Japan suffers from the opposite problem: a Supreme Court that refuses to enforce constitutional standards on the election process. In 2013, it ruled that the Diet's failure to fix the disparity in voting strength among districts meant the 2012 election was held in a "state of unconstitutionality." It said the same thing in 2011 about the 2009 elections. Despite this, the Court declined to invalidate the results in either situation. So, Japan has been left with an elected government that was born in unconstitutionality and continues to live in that condition.
The difference in voting strength in 2012, between the least and most populous districts, was 2.43, and the Court acknowledged that such a disparity undermined the principle of equality, often called “one person/one vote.” Nevertheless, it could not bring itself to come to the aid of the democratic process. Unlike the Thai controversy, this was not a matter of questioning policies the government had made. Rather, it involved the fundamental issue of whether the people had been deprived of their constitutional right to elect the government. Thus, the Court had no reason to refuse to get involved.

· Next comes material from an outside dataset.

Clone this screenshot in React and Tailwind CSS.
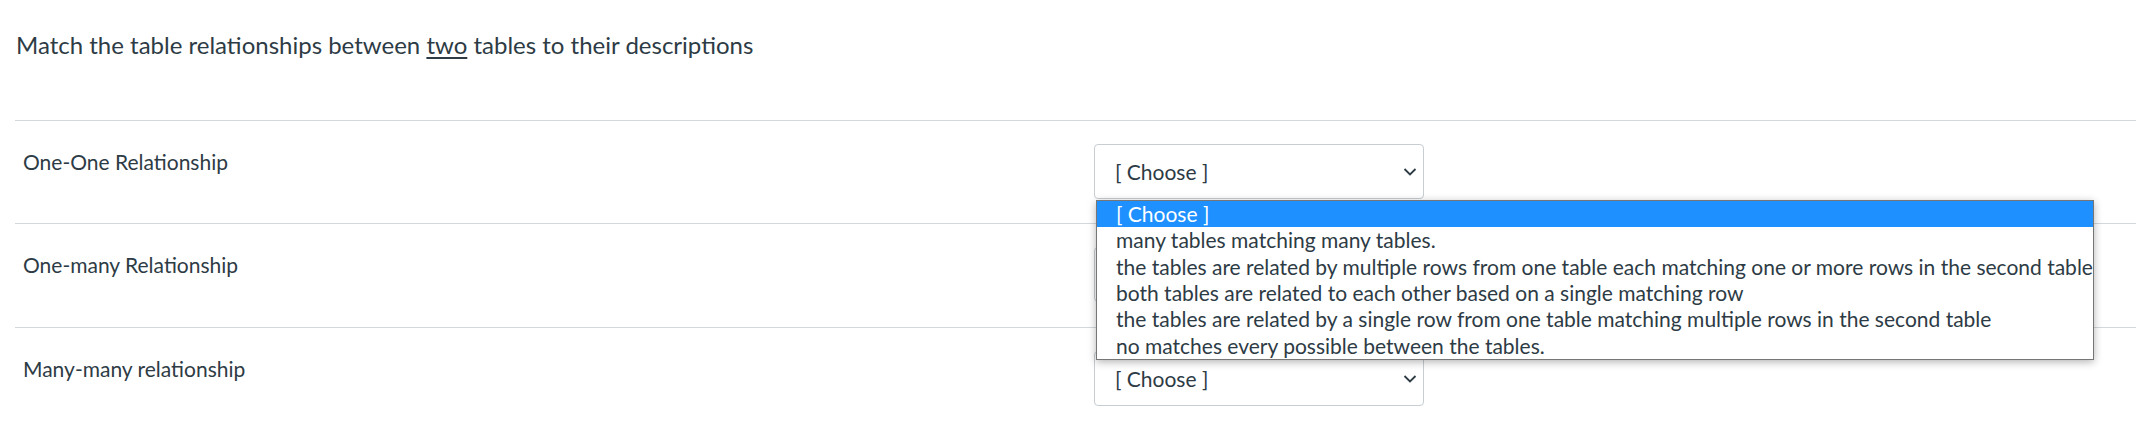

Indeed, to the contrary, the failure to order a remedy to go with the right suggests a shirking of its duty under Article 81 of the Constitution, “to determine the constitutionality of any law.”
Since then, several High Courts have made rulings regarding the 2013 election of the House of Councillors, in which the voting disparity was even worse: 4.77. Most used the same “state of unconstitutionality” language to avoid doing anything more than scolding the Diet for its failure to reapportion.
Looking at Thailand and Japan side by side, Thailand appears to be suffering from a hyperactive judiciary while Japan is afflicted by a court that is unduly passive about turning constitutional words into action.
The victim in both cases is the system of allowing the people, voting equally, to choose their leaders. In other words: democracy.